Matches are played 90 minutes with tied games at the end of regulation time going straight to penalties.

== National play-offs ==
All matches were played on 18 April.

| Team 1 | Score | Team 2 |
|---|---|---|
| Novia FC | ? ? | Ashana FC |
| Katukan Tsafe FC | ? ? | Yelwa United |
| Smart City Feeders | 0–2 | Bendel Insurance Feeders |
| Kogi United Feeders | ? ? | Lautai FC |
| FR Eburuaja | 1–0 | PCM FC |
| Osevan FC | ? ? | Ahudiya FC |
| Red and Black FC | ? ? | Edel FC |
| ABJ FC | ? ? | Nya-Sa Gwang |

==First round==
The draw for this round was conducted on 19 April. Matches were held between 27 April to 3 May

| Team 1 | Score | Team 2 |
|---|---|---|
| Heartland | 2–0 | Jedo FC |
| Bayelsa United | 1–1 (3–5 p) | Essien Ayi |
| Ahudiya FC | 1–0 | Jigawa Golden Stars |
| ABS | 0–1 | Bendel Insurance |
| Standard FC | 2–2 (4–3 p) | Ekiti United |
| FC Basira | 0–2 | Sunshine Stars |
| EFCC FC | 4–2 | Katukan Tsafe Fc |
| Wikki Tourists | 0–1 | Akwa United |
| Warri Wolves | 4–0 | Beyond Limit |
| Shooting Stars | 4–3 | Adamimogo |
| Mighty Jets | w/o | Niger Tornadoes Feeders |
| Malumfashi | 0–1 | Gombe United |
| Bendel Insurance Feeders | 4–0 | Maikunkele |
| Cynosure FC | 1–0 | Kano Pillars Juniors |
| Lobi Stars | 2–2 (5–3 p) | One Rocket |
| Jama United | w/o | Plateau United |
| Ingas FC | 3–0 | Novia FC |
| El-Kanemi Warriors | 2–0 | De Cardinal |
| Nasarawa United | 2–0 | Kebbi United |
| DMD FC | 2–0 | ABJ FC |
| Ikorodu City | 3–0 | Crusader FC |
| Gateway United | 1–1 (2–4 p) | Kwara United |
| Ebedei | 3–0 | Hope of Glory |
| Yobe Desert Stars | 1–1 (6–7 p) | Igbajo |
| Adamawa United | w/o | Enugu Rangers |
| Ilaji | w/o | Kano Pillars |
| Green Berets | 2–3 | FR Eburuaja |
| Ozalla | 0–3 | Doma United |
| Kogi United Feeders | 1–4 | Edel FC |
| Mailantarki | 0–0 (8–7 p) | Kogi United |
| Rivers United | 0–0 (4–5 p) | Enyimba |

==Second round==

| Team 1 | Score | Team 2 |
|---|---|---|
| Ahudiya FC | 0–1 | Bendel Insurance |
| Cynosure FC | 0–2 | Lobi Stars |
| Ebedei | 4–0 | Igbajo |
| Edel FC | 1–0 | Milantarki |
| EFCC FC | 1–1 (9–8 p) | Akwa United |
| Enugu Rangers | 2–0 | Kano Pillars |
| Ikorodu City | 1–3 | Kwara United |
| Ingas FC | 1–1 (9–8 p) | El-Kanemi Warriors |
| Mighty Jets | 0–2 | Gombe United |
| Nasarawa United | 3–2 | DMD FC |
| Osun United | 1–2 | Bendel Insurance Feeders |
| Plateau United | 2–2 (3–2 p) | Enyimba |
| Standard FC | 0–2 | Sunshine Stars |
| Warri Wolves | 0–0 (4–3 p) | Shooting Stars |
| FR Eburuaja | 0–4 | Doma United |
| Heartland | 2–1 | Essien Ayi |

==Third round==
The third round of matches were played on 24 and 25 May.

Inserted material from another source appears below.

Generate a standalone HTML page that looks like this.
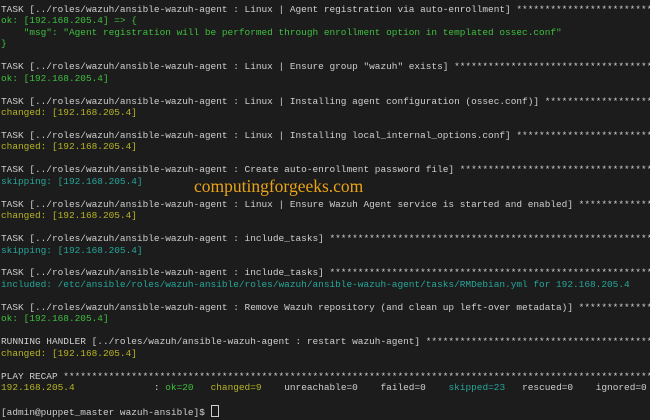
<!DOCTYPE html>
<html><head><meta charset="utf-8"><style>
html,body{margin:0;padding:0;background:#1c1c1c;width:650px;height:420px;overflow:hidden}
pre{margin:0;padding:4px 0 0 1px;font-family:"Liberation Mono",monospace;font-size:9.45px;line-height:11.45px;color:#cfcfcf;white-space:pre;overflow:hidden;width:650px}
.g{color:#3fbf3f}.y{color:#b8b424}.c{color:#26a69a}
.wm{position:absolute;left:194px;top:176px;font-family:"Liberation Serif",serif;font-size:17.5px;color:#e8a317}
.cur{display:inline-block;width:6px;height:10px;border:1px solid #cfcfcf;vertical-align:-2px}
</style></head><body>
<pre>TASK [../roles/wazuh/ansible-wazuh-agent : Linux | Agent registration via auto-enrollment] ***************************************
<span class="g">ok: [192.168.205.4] =&gt; {
    "msg": "Agent registration will be performed through enrollment option in templated ossec.conf"
}</span>

TASK [../roles/wazuh/ansible-wazuh-agent : Linux | Ensure group "wazuh" exists] **************************************************
<span class="g">ok: [192.168.205.4]</span>

TASK [../roles/wazuh/ansible-wazuh-agent : Linux | Installing agent configuration (ossec.conf)] ***********************************
<span class="y">changed: [192.168.205.4]</span>

TASK [../roles/wazuh/ansible-wazuh-agent : Linux | Installing local_internal_options.conf] ****************************************
<span class="y">changed: [192.168.205.4]</span>

TASK [../roles/wazuh/ansible-wazuh-agent : Create auto-enrollment password file] *************************************************
<span class="c">skipping: [192.168.205.4]</span>

TASK [../roles/wazuh/ansible-wazuh-agent : Linux | Ensure Wazuh Agent service is started and enabled] *****************************
<span class="y">changed: [192.168.205.4]</span>

TASK [../roles/wazuh/ansible-wazuh-agent : include_tasks] ************************************************************************
<span class="c">skipping: [192.168.205.4]</span>

TASK [../roles/wazuh/ansible-wazuh-agent : include_tasks] ************************************************************************
<span class="c">included: /etc/ansible/roles/wazuh-ansible/roles/wazuh/ansible-wazuh-agent/tasks/RMDebian.yml for 192.168.205.4</span>

TASK [../roles/wazuh/ansible-wazuh-agent : Remove Wazuh repository (and clean up left-over metadata)] *****************************
<span class="g">ok: [192.168.205.4]</span>

RUNNING HANDLER [../roles/wazuh/ansible-wazuh-agent : restart wazuh-agent] *******************************************************
<span class="y">changed: [192.168.205.4]</span>

PLAY RECAP ***********************************************************************************************************************
<span class="y">192.168.205.4</span>              : <span class="g">ok=20</span>   <span class="y">changed=9</span>    unreachable=0    failed=0    <span class="c">skipped=23</span>   rescued=0    ignored=0

[admin@puppet_master wazuh-ansible]$ <span class="cur"></span></pre>
<div class="wm">computingforgeeks.com</div>
</body></html>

| Team 1 | Score | Team 2 |
24 May 2023
| Warri Wolves | 1–0 | Gombe United |
| Sunshine Stars | 3–2 | EFCC FC |
| Heartland | 0–1 | Bendel Insurance |
| Ebedei | 1–3 | Enugu Rangers |
| Plateau United | 2–1 | Ingas FC |
| Nasarawa United | 0–1 | Kwara United |
| Doma United | 2–1 | Edel |
25 May 2023
| Bendel Insurance Feeders | 1–3 | Lobi Stars |

| 25 May 2023 |

==Quarter-final==
Matches were played on 28 May.

| Team 1 | Score | Team 2 |
|---|---|---|
| Enugu Rangers | 1–0 | Doma United |
| Plateau United | 1–0 | Kwara United |
| Warri Wolves | 2–1 | Lobi Stars |
| Bendel Insurance | 1–0 | Sunshine Stars |

==Semi-final==
In the semi-final, Enugu Rangers defeated Plateau United courtesy of a last minute penalty kick while Bendel Insurance won on penalty shootout to extend their unbeaten record this season to 23 games.
The matches were played on 1 June.

| Team 1 | Score | Team 2 |
|---|---|---|
| Plateau United | 0–1 | Enugu Rangers |
| Bendel Insurance | 0–0 (4–2 p) | Warri Wolves |

==Final==
Bendel Insurance defeated Enugu Rangers to earn their fourth title, their first since 1980 and earned the right to participate in the 2023–24 CAF Confederation Cup.